▸ **Task prompt**
Set all the material down again unchanged, without the pictures.

▸ **Dataset content**
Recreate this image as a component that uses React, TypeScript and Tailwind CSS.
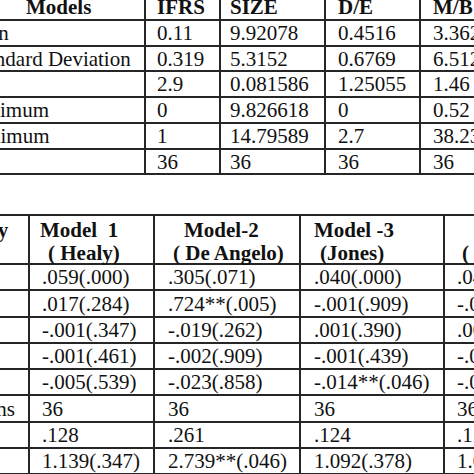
import React from "react";

const cell = "flex items-center whitespace-nowrap bg-white";

const topRows: { label: string; pl: string; v: string[] }[] = [
  { label: "Mean", pl: "pl-[11px]", v: ["0.11", "9.92078", "0.4516", "3.362"] },
  { label: "Standard Deviation", pl: "pl-[18px]", v: ["0.319", "5.3152", "0.6769", "6.512"] },
  { label: "", pl: "pl-[12px]", v: ["2.9", "0.081586", "1.25055", "1.46"] },
  { label: "Minimum", pl: "pl-[15px]", v: ["0", "9.826618", "0", "0.52"] },
  { label: "Maximum", pl: "pl-[12px]", v: ["1", "14.79589", "2.7", "38.23"] },
  { label: "N", pl: "pl-[12px]", v: ["36", "36", "36", "36"] },
];

const topPl = ["pl-[11px]", "pl-[9px]", "pl-[12px]", "pl-[12px]"];

const botRows: { label: string; v: string[] }[] = [
  { label: "Constant", v: [".059(.000)", ".305(.071)", ".040(.000)", ".042(.000)"] },
  { label: "IFRS", v: [".017(.284)", ".724**(.005)", "-.001(.909)", "-.002(.611)"] },
  { label: "SIZE", v: ["-.001(.347)", "-.019(.262)", ".001(.390)", ".001(.512)"] },
  { label: "D/E", v: ["-.001(.461)", "-.002(.909)", "-.001(.439)", "-.001(.470)"] },
  { label: "M/B", v: ["-.005(.539)", "-.023(.858)", "-.014**(.046)", "-.012(.071)"] },
  { label: "Observations", v: ["36", "36", "36", "36"] },
  { label: "R²", v: [".128", ".261", ".124", ".117"] },
  { label: "F", v: ["1.139(.347)", "2.739**(.046)", "1.092(.378)", "1.034(.410)"] },
];

const botPl = ["pl-[12px]", "pl-[13px]", "pl-[13px]", "pl-[12px]"];

const headCell = "flex flex-col pt-[3px] whitespace-pre bg-white font-bold leading-[23px]";

export default function App() {
  return (
    <div className="w-[474px] h-[474px] overflow-hidden bg-white text-[#111] text-[21px] leading-[22px] font-['Liberation_Serif','Times_New_Roman',serif]">
      {/* Top table: descriptive statistics */}
      <div className="-ml-[50px] -mt-[6px] w-[600px] bg-[#262626] pb-[2px] grid gap-[2px] grid-cols-[194px_73px_103px_93px_131px] grid-rows-[25px_24px_23px_24px_24px_24px_23px]">
        <div className={`${cell} font-bold pl-[76px]`}>Models</div>
        <div className={`${cell} font-bold pl-[11px]`}>IFRS</div>
        <div className={`${cell} font-bold pl-[9px]`}>SIZE</div>
        <div className={`${cell} font-bold pl-[12px]`}>D/E</div>
        <div className={`${cell} font-bold pl-[12px]`}>M/B</div>
        {topRows.map((r, i) => (
          <React.Fragment key={i}>
            <div className={`${cell} ${r.pl}`}>{r.label}</div>
            {r.v.map((v, j) => (
              <div key={j} className={`${cell} ${topPl[j]}`}>
                {v}
              </div>
            ))}
          </React.Fragment>
        ))}
      </div>

      {/* Bottom table: regression models */}
      <div className="mt-[39px] -ml-[100px] w-[680px] bg-[#262626] py-[2px] grid gap-[2px] grid-cols-[128px_123px_144px_142px_131px] grid-rows-[47px_24px_25px_24px_24px_24px_25px_24px_24px]">
        <div className={`${headCell} pl-[55px]`}>
          <span>Proxy</span>
        </div>
        <div className={headCell}>
          <span className="pl-[10px]">{"Model  1"}</span>
          <span className="pl-[18px]">( Healy)</span>
        </div>
        <div className={headCell}>
          <span className="pl-[29px]">Model-2</span>
          <span className="pl-[18px]">( De Angelo)</span>
        </div>
        <div className={headCell}>
          <span className="pl-[13px]">Model -3</span>
          <span className="pl-[19px]">(Jones)</span>
        </div>
        <div className={headCell}>
          <span className="pl-[40px]">Model-4</span>
          <span className="pl-[17px]">( Kothari)</span>
        </div>
        {botRows.map((r, i) => (
          <React.Fragment key={i}>
            <div className={`${cell} pl-[4px]`}>{r.label}</div>
            {r.v.map((v, j) => (
              <div key={j} className={`${cell} ${botPl[j]}`}>
                {v}
              </div>
            ))}
          </React.Fragment>
        ))}
      </div>
    </div>
  );
}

▸ **Response**
Recreate this image as a component that uses React, TypeScript and Tailwind CSS.
import React from "react";

const cell = "flex items-center whitespace-nowrap bg-white";

const topRows: { label: string; pl: string; v: string[] }[] = [
  { label: "Mean", pl: "pl-[11px]", v: ["0.11", "9.92078", "0.4516", "3.362"] },
  { label: "Standard Deviation", pl: "pl-[18px]", v: ["0.319", "5.3152", "0.6769", "6.512"] },
  { label: "", pl: "pl-[12px]", v: ["2.9", "0.081586", "1.25055", "1.46"] },
  { label: "Minimum", pl: "pl-[15px]", v: ["0", "9.826618", "0", "0.52"] },
  { label: "Maximum", pl: "pl-[12px]", v: ["1", "14.79589", "2.7", "38.23"] },
  { label: "N", pl: "pl-[12px]", v: ["36", "36", "36", "36"] },
];

const topPl = ["pl-[11px]", "pl-[9px]", "pl-[12px]", "pl-[12px]"];

const botRows: { label: string; v: string[] }[] = [
  { label: "Constant", v: [".059(.000)", ".305(.071)", ".040(.000)", ".042(.000)"] },
  { label: "IFRS", v: [".017(.284)", ".724**(.005)", "-.001(.909)", "-.002(.611)"] },
  { label: "SIZE", v: ["-.001(.347)", "-.019(.262)", ".001(.390)", ".001(.512)"] },
  { label: "D/E", v: ["-.001(.461)", "-.002(.909)", "-.001(.439)", "-.001(.470)"] },
  { label: "M/B", v: ["-.005(.539)", "-.023(.858)", "-.014**(.046)", "-.012(.071)"] },
  { label: "Observations", v: ["36", "36", "36", "36"] },
  { label: "R²", v: [".128", ".261", ".124", ".117"] },
  { label: "F", v: ["1.139(.347)", "2.739**(.046)", "1.092(.378)", "1.034(.410)"] },
];

const botPl = ["pl-[12px]", "pl-[13px]", "pl-[13px]", "pl-[12px]"];

const headCell = "flex flex-col pt-[3px] whitespace-pre bg-white font-bold leading-[23px]";

export default function App() {
  return (
    <div className="w-[474px] h-[474px] overflow-hidden bg-white text-[#111] text-[21px] leading-[22px] font-['Liberation_Serif','Times_New_Roman',serif]">
      {/* Top table: descriptive statistics */}
      <div className="-ml-[50px] -mt-[6px] w-[600px] bg-[#262626] pb-[2px] grid gap-[2px] grid-cols-[194px_73px_103px_93px_131px] grid-rows-[25px_24px_23px_24px_24px_24px_23px]">
        <div className={`${cell} font-bold pl-[76px]`}>Models</div>
        <div className={`${cell} font-bold pl-[11px]`}>IFRS</div>
        <div className={`${cell} font-bold pl-[9px]`}>SIZE</div>
        <div className={`${cell} font-bold pl-[12px]`}>D/E</div>
        <div className={`${cell} font-bold pl-[12px]`}>M/B</div>
        {topRows.map((r, i) => (
          <React.Fragment key={i}>
            <div className={`${cell} ${r.pl}`}>{r.label}</div>
            {r.v.map((v, j) => (
              <div key={j} className={`${cell} ${topPl[j]}`}>
                {v}
              </div>
            ))}
          </React.Fragment>
        ))}
      </div>

      {/* Bottom table: regression models */}
      <div className="mt-[39px] -ml-[100px] w-[680px] bg-[#262626] py-[2px] grid gap-[2px] grid-cols-[128px_123px_144px_142px_131px] grid-rows-[47px_24px_25px_24px_24px_24px_25px_24px_24px]">
        <div className={`${headCell} pl-[55px]`}>
          <span>Proxy</span>
        </div>
        <div className={headCell}>
          <span className="pl-[10px]">{"Model  1"}</span>
          <span className="pl-[18px]">( Healy)</span>
        </div>
        <div className={headCell}>
          <span className="pl-[29px]">Model-2</span>
          <span className="pl-[18px]">( De Angelo)</span>
        </div>
        <div className={headCell}>
          <span className="pl-[13px]">Model -3</span>
          <span className="pl-[19px]">(Jones)</span>
        </div>
        <div className={headCell}>
          <span className="pl-[40px]">Model-4</span>
          <span className="pl-[17px]">( Kothari)</span>
        </div>
        {botRows.map((r, i) => (
          <React.Fragment key={i}>
            <div className={`${cell} pl-[4px]`}>{r.label}</div>
            {r.v.map((v, j) => (
              <div key={j} className={`${cell} ${botPl[j]}`}>
                {v}
              </div>
            ))}
          </React.Fragment>
        ))}
      </div>
    </div>
  );
}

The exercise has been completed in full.